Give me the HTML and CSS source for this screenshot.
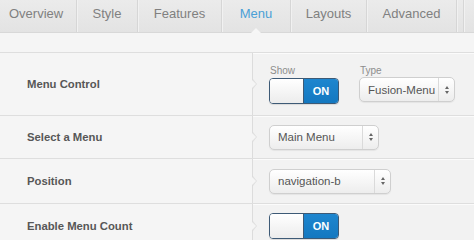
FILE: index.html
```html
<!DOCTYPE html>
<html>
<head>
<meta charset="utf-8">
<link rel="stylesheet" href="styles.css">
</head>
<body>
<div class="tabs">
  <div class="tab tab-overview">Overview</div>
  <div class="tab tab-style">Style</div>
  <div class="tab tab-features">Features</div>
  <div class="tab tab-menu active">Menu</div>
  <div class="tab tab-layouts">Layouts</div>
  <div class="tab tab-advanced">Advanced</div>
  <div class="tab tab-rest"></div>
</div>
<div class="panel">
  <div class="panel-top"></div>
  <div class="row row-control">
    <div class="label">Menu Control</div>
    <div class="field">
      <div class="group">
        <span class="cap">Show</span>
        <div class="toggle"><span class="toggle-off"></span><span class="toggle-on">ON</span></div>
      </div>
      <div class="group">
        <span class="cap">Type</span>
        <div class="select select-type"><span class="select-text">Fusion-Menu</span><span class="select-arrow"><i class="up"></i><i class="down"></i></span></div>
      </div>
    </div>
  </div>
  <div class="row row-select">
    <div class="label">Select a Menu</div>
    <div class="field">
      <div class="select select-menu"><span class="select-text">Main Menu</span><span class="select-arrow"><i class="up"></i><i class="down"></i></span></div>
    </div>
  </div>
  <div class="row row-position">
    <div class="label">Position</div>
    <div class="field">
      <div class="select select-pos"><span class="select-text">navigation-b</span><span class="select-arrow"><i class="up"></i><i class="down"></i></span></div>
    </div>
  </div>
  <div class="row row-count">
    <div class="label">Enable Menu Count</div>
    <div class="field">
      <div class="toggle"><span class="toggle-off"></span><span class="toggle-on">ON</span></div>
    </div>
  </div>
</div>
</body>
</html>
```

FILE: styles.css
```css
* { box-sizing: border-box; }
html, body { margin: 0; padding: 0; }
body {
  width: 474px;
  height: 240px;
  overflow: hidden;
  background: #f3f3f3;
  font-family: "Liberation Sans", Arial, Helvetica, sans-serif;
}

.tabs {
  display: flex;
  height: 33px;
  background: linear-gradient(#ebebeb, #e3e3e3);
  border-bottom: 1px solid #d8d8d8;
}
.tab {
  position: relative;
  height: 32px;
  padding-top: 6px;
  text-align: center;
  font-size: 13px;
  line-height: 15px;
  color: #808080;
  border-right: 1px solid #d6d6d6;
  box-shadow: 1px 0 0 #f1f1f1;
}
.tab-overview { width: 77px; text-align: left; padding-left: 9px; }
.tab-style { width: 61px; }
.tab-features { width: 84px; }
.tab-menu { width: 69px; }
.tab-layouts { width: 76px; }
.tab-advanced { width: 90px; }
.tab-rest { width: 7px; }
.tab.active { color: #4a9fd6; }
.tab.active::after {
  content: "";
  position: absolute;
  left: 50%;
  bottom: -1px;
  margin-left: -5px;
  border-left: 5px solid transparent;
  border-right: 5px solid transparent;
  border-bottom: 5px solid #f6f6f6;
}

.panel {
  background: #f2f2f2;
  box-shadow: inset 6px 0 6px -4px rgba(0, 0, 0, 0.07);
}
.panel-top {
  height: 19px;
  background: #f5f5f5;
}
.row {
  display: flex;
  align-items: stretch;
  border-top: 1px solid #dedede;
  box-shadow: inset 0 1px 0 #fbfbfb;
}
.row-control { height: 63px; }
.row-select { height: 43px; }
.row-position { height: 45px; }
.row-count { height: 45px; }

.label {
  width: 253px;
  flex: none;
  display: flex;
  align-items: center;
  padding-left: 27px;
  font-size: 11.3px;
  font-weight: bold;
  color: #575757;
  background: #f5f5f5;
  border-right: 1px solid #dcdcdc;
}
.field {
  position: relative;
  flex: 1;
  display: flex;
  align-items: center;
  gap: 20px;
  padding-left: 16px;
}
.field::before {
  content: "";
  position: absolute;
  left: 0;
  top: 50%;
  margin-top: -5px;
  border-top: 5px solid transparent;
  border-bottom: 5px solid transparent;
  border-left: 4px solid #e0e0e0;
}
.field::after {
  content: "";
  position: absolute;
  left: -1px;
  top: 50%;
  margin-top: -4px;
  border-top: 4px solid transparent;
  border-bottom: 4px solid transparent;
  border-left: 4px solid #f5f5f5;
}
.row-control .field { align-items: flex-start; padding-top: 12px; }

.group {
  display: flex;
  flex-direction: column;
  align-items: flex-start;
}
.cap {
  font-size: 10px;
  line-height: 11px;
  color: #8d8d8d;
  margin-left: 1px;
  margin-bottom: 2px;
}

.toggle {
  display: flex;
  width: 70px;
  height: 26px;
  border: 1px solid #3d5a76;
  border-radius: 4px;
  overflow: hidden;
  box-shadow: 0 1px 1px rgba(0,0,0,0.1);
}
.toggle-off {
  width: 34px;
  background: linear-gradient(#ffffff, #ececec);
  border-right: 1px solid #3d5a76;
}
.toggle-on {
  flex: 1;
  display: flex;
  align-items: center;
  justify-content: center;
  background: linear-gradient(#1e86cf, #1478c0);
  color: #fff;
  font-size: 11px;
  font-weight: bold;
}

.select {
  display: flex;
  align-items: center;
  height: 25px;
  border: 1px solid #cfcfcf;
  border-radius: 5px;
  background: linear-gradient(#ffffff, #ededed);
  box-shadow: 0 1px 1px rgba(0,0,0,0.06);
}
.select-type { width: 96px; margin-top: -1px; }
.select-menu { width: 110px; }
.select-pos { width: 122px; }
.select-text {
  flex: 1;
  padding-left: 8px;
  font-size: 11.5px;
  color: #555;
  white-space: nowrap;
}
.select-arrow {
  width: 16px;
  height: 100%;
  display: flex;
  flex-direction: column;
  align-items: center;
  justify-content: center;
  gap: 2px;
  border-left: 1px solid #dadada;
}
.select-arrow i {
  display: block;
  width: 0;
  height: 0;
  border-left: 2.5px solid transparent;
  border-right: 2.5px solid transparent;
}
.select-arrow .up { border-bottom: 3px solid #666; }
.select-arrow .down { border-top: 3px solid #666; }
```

■ REQUIRED TASK: Output each line exactly; omit every picture.

■ PROBLEM SOLUTION:
Give me the HTML and CSS source for this screenshot.
FILE: index.html
```html
<!DOCTYPE html>
<html>
<head>
<meta charset="utf-8">
<link rel="stylesheet" href="styles.css">
</head>
<body>
<div class="tabs">
  <div class="tab tab-overview">Overview</div>
  <div class="tab tab-style">Style</div>
  <div class="tab tab-features">Features</div>
  <div class="tab tab-menu active">Menu</div>
  <div class="tab tab-layouts">Layouts</div>
  <div class="tab tab-advanced">Advanced</div>
  <div class="tab tab-rest"></div>
</div>
<div class="panel">
  <div class="panel-top"></div>
  <div class="row row-control">
    <div class="label">Menu Control</div>
    <div class="field">
      <div class="group">
        <span class="cap">Show</span>
        <div class="toggle"><span class="toggle-off"></span><span class="toggle-on">ON</span></div>
      </div>
      <div class="group">
        <span class="cap">Type</span>
        <div class="select select-type"><span class="select-text">Fusion-Menu</span><span class="select-arrow"><i class="up"></i><i class="down"></i></span></div>
      </div>
    </div>
  </div>
  <div class="row row-select">
    <div class="label">Select a Menu</div>
    <div class="field">
      <div class="select select-menu"><span class="select-text">Main Menu</span><span class="select-arrow"><i class="up"></i><i class="down"></i></span></div>
    </div>
  </div>
  <div class="row row-position">
    <div class="label">Position</div>
    <div class="field">
      <div class="select select-pos"><span class="select-text">navigation-b</span><span class="select-arrow"><i class="up"></i><i class="down"></i></span></div>
    </div>
  </div>
  <div class="row row-count">
    <div class="label">Enable Menu Count</div>
    <div class="field">
      <div class="toggle"><span class="toggle-off"></span><span class="toggle-on">ON</span></div>
    </div>
  </div>
</div>
</body>
</html>
```

FILE: styles.css
```css
* { box-sizing: border-box; }
html, body { margin: 0; padding: 0; }
body {
  width: 474px;
  height: 240px;
  overflow: hidden;
  background: #f3f3f3;
  font-family: "Liberation Sans", Arial, Helvetica, sans-serif;
}

.tabs {
  display: flex;
  height: 33px;
  background: linear-gradient(#ebebeb, #e3e3e3);
  border-bottom: 1px solid #d8d8d8;
}
.tab {
  position: relative;
  height: 32px;
  padding-top: 6px;
  text-align: center;
  font-size: 13px;
  line-height: 15px;
  color: #808080;
  border-right: 1px solid #d6d6d6;
  box-shadow: 1px 0 0 #f1f1f1;
}
.tab-overview { width: 77px; text-align: left; padding-left: 9px; }
.tab-style { width: 61px; }
.tab-features { width: 84px; }
.tab-menu { width: 69px; }
.tab-layouts { width: 76px; }
.tab-advanced { width: 90px; }
.tab-rest { width: 7px; }
.tab.active { color: #4a9fd6; }
.tab.active::after {
  content: "";
  position: absolute;
  left: 50%;
  bottom: -1px;
  margin-left: -5px;
  border-left: 5px solid transparent;
  border-right: 5px solid transparent;
  border-bottom: 5px solid #f6f6f6;
}

.panel {
  background: #f2f2f2;
  box-shadow: inset 6px 0 6px -4px rgba(0, 0, 0, 0.07);
}
.panel-top {
  height: 19px;
  background: #f5f5f5;
}
.row {
  display: flex;
  align-items: stretch;
  border-top: 1px solid #dedede;
  box-shadow: inset 0 1px 0 #fbfbfb;
}
.row-control { height: 63px; }
.row-select { height: 43px; }
.row-position { height: 45px; }
.row-count { height: 45px; }

.label {
  width: 253px;
  flex: none;
  display: flex;
  align-items: center;
  padding-left: 27px;
  font-size: 11.3px;
  font-weight: bold;
  color: #575757;
  background: #f5f5f5;
  border-right: 1px solid #dcdcdc;
}
.field {
  position: relative;
  flex: 1;
  display: flex;
  align-items: center;
  gap: 20px;
  padding-left: 16px;
}
.field::before {
  content: "";
  position: absolute;
  left: 0;
  top: 50%;
  margin-top: -5px;
  border-top: 5px solid transparent;
  border-bottom: 5px solid transparent;
  border-left: 4px solid #e0e0e0;
}
.field::after {
  content: "";
  position: absolute;
  left: -1px;
  top: 50%;
  margin-top: -4px;
  border-top: 4px solid transparent;
  border-bottom: 4px solid transparent;
  border-left: 4px solid #f5f5f5;
}
.row-control .field { align-items: flex-start; padding-top: 12px; }

.group {
  display: flex;
  flex-direction: column;
  align-items: flex-start;
}
.cap {
  font-size: 10px;
  line-height: 11px;
  color: #8d8d8d;
  margin-left: 1px;
  margin-bottom: 2px;
}

.toggle {
  display: flex;
  width: 70px;
  height: 26px;
  border: 1px solid #3d5a76;
  border-radius: 4px;
  overflow: hidden;
  box-shadow: 0 1px 1px rgba(0,0,0,0.1);
}
.toggle-off {
  width: 34px;
  background: linear-gradient(#ffffff, #ececec);
  border-right: 1px solid #3d5a76;
}
.toggle-on {
  flex: 1;
  display: flex;
  align-items: center;
  justify-content: center;
  background: linear-gradient(#1e86cf, #1478c0);
  color: #fff;
  font-size: 11px;
  font-weight: bold;
}

.select {
  display: flex;
  align-items: center;
  height: 25px;
  border: 1px solid #cfcfcf;
  border-radius: 5px;
  background: linear-gradient(#ffffff, #ededed);
  box-shadow: 0 1px 1px rgba(0,0,0,0.06);
}
.select-type { width: 96px; margin-top: -1px; }
.select-menu { width: 110px; }
.select-pos { width: 122px; }
.select-text {
  flex: 1;
  padding-left: 8px;
  font-size: 11.5px;
  color: #555;
  white-space: nowrap;
}
.select-arrow {
  width: 16px;
  height: 100%;
  display: flex;
  flex-direction: column;
  align-items: center;
  justify-content: center;
  gap: 2px;
  border-left: 1px solid #dadada;
}
.select-arrow i {
  display: block;
  width: 0;
  height: 0;
  border-left: 2.5px solid transparent;
  border-right: 2.5px solid transparent;
}
.select-arrow .up { border-bottom: 3px solid #666; }
.select-arrow .down { border-top: 3px solid #666; }
```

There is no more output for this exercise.